I wrote about the first day of my recent trip to Austria in the previous post, which you can find here
The second day would take us to various salt ponds and reed-beds in the Nuesiedler See Nationalpark, which surrounded Illmitz, Austria, the town in which we were staying. In the morning we boarded our White-Whale of a motor coach and went to visit two places with interesting names: Oberstinkersee, or the "big stinky lake", and nearby Hölle, or "hell". The first was a rather large pond with lots of waterfowl present. We would see Common and Red-Crested Pochards, Mallards, Great Egrets, Mute Swans, Northern Shovelers, Garganey and Little Egrets. But a bird that caused lots of excitement for our local guide, Leander Kihl
, was a Fieldfare. This Fieldfare was seen taking food towards a nest, and made this only the second record of nesting in the region.
|Fieldfare - Oberstinkersee, Austria|
While on our way to get some very good looks at a Greater Reed-Warbler from one of the multiple hides and observation platforms in the area, someone noticed an odd living arrangement in a rather large birdhouse.
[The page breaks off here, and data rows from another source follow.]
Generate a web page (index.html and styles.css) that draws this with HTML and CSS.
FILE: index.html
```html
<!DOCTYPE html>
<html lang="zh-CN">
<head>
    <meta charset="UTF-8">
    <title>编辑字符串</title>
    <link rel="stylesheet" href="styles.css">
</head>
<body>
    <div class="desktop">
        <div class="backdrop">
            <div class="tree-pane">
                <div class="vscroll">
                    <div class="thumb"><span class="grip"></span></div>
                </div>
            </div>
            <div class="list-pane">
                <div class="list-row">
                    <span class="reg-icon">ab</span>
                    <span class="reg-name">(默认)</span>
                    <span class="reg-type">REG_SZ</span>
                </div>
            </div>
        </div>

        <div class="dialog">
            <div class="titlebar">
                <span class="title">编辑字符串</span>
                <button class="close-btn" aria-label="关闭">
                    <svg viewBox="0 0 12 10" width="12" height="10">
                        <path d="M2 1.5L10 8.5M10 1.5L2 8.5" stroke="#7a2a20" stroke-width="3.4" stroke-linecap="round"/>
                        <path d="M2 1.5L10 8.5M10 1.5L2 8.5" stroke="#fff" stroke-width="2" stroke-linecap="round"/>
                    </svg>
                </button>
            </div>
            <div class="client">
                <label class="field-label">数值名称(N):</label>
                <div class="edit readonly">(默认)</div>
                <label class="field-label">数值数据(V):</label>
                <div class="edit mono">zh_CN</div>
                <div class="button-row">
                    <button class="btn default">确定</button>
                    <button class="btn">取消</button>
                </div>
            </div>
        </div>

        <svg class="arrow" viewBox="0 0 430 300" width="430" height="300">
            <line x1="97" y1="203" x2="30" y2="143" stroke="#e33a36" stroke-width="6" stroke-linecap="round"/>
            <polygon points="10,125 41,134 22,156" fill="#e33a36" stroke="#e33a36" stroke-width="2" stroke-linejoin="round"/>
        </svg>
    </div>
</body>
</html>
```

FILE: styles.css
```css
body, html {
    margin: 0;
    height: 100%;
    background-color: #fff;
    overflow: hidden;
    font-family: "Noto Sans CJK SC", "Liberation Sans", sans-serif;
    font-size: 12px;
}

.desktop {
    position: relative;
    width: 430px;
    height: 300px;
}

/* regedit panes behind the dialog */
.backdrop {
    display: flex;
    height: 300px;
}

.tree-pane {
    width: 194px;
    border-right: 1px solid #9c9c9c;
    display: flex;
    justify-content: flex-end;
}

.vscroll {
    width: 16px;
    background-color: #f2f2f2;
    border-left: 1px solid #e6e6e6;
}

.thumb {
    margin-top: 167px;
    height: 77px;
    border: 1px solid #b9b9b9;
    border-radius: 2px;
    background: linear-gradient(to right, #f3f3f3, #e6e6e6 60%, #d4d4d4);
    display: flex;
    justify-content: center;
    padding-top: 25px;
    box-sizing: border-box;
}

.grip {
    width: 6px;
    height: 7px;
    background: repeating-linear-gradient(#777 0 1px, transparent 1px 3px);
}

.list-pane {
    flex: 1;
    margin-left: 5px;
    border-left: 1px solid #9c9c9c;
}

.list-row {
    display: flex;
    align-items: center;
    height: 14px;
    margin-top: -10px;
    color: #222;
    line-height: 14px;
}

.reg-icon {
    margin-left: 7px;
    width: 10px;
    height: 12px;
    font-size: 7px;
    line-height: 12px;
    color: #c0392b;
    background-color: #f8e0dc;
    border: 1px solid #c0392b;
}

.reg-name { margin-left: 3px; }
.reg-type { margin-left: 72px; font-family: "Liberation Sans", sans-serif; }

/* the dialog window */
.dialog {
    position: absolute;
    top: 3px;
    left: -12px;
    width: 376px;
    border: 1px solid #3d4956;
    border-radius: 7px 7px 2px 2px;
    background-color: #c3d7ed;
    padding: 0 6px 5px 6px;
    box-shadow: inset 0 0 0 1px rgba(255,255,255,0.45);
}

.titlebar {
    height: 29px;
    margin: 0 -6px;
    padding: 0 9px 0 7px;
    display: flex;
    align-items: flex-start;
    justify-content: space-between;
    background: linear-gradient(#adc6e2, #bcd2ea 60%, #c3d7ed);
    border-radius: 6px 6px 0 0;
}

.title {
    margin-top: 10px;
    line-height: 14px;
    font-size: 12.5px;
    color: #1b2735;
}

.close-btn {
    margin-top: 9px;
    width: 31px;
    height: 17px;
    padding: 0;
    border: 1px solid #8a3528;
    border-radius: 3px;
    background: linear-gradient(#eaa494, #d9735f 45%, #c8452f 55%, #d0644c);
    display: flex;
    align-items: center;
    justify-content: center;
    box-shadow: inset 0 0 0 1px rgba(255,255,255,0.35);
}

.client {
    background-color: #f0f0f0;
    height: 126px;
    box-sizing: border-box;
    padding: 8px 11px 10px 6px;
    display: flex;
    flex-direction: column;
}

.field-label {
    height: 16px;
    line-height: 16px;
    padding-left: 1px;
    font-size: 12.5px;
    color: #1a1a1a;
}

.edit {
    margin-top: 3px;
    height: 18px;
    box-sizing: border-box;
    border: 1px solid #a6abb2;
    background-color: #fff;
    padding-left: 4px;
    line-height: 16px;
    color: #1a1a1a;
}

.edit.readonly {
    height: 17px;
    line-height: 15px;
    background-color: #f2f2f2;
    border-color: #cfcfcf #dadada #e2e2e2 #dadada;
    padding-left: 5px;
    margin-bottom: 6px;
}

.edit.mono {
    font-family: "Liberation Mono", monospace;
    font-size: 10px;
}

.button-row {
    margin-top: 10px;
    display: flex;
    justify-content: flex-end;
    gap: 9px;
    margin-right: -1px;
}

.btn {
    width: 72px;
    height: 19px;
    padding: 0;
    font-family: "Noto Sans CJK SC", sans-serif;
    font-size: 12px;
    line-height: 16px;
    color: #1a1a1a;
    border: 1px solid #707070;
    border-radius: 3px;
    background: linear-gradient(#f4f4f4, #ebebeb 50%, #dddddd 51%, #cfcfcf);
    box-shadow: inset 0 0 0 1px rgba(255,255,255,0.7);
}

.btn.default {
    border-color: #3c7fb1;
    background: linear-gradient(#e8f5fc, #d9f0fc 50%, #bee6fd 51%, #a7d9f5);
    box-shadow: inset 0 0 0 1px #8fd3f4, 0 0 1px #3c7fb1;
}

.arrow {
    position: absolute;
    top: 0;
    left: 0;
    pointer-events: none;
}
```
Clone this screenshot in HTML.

|Eurasian Kestrel Chick and Sparrows - Oberstinkersee, Austria|
If you look closely, you can see a Kestrel chick peaking out of the one door and Tree Sparrows just around the corner. Some of us speculated that maybe the sparrows were breeding Kestrels that would think of sparrows as family and thus leave them alone.
One of the lifer ticks for me on the second day would become a common bird seen throughout the week, Red-Backed Shrikes. We would see them singularly or in pairs pretty much everywhere else that we visited for the remainder of the week.
|Red-Backed Shrike - Oberstinkersee, Austria|
We left the Oberstinkersee and continued on just a short distance to a section of the reed beds which surround the Nuesiedler See. The motor coach dropped us at a large tower and we walked north along a road with fields and trees to our right and the reeds to our left. We saw dozens and dozens of Red-Crested Pochards and a hundred-odd Graylag Geese in the middle of their molt. I would pick up a lifer Nightengale singing away in a thick piece of brush, while hearing a few others. I also got my first glimpse of Bearded Reedlings out in the reeds, but no good photos. We ended our walk with a view of the lake and some local horses who were helping to control the grasses.
|Nuesiedler See - Illmitz, Austria|
After a lunch stop back at the Hotel Post in Illmitz, we went West towards more reeds and a walk to a bit of water where we should be able to see Pygmy Cormorants. As I mentioned before, it was very hot, nearly 35°C that afternoon and the walk was 2.5km along an exposed, dirt road. It really made me home-sick for New Mexico. The first birds that we saw off of the bus was another Red-Backed Shrike hunting from some kind of pole. We would see Marsh Harriers, Storks, Spoonbills, Tree Sparrows and some Eurasian Kestrels along the way. And more than once we would hear the booming calls of Bitterns from dense reeds, but never saw any.
At the end of the road was a house and an observation tower known as Sandeck. There were some other photographers already there and it seemed to be a popular spot. One of the reasons is that this area is the home of a rare breed of white donkeys, some of the last ones in Austria.
|Austrian White-Donkeys - Illmitz, Austria|
However, opposite of the donkeys was a flurry of activity. Lots of ducks and Graylag geese were on the water and the surrounding wetlands. We saw Pintails, Mallards, Common and Red-Crested Pochards, Gadwalls, Garganey, Shelducks and even some Northern Shovelers. There were also Mute Swans, Great Egrets and Little Egrets present too. And flying far out and back and forth were some Pygmy Cormorants. Everything of interest was too far for my camera, but the scene was impressive.
|Scene from Sanddeck - Nuesiedler See, Austria|
After we had our fill of the waterfowl, we were told to look into one of the trees behind us. Up on a nest was a Long-Eared Owl.
|Long-Eared Owl - Nuesiedler See, Austria|
But the reason that the other photographers were around was because of a different nest. There were Hoopoes nesting in the area. We would watch the adults fly into trees and then fly off. But the one was up in the roof of a building along the dirt road which we had just walked down. Once we had it in our scopes it was easy to see two young Hoopoes looking for their next food delivery.
|Hoopoe chick - Nuesiedler See, Austria|
|Hoopoe Chicks - Nuesiedler See, Austria|
On the long, hot walk back to the bus we got some good looks at a Turtle Dove in a tree and then a (Black-Crowned) Night Heron flew over towards the lake proper. And just as we arrived back at the Seegasse we saw more Hoopoe adults carrying food back along the road. We figured that they were the adults from the nest that we had seen, but when we watched them quickly flying back going the other way we, figured that there were 2 nests in the area.
The end of the second day saw me get a quite a few lifer ticks, 17 in all and nearly half of the ones that I would see during the week. But I would get better looks at most of those later in the week, and better photos too. Day three would be taking us East towards Hungary looking for Great Bustards and Bee-Eaters.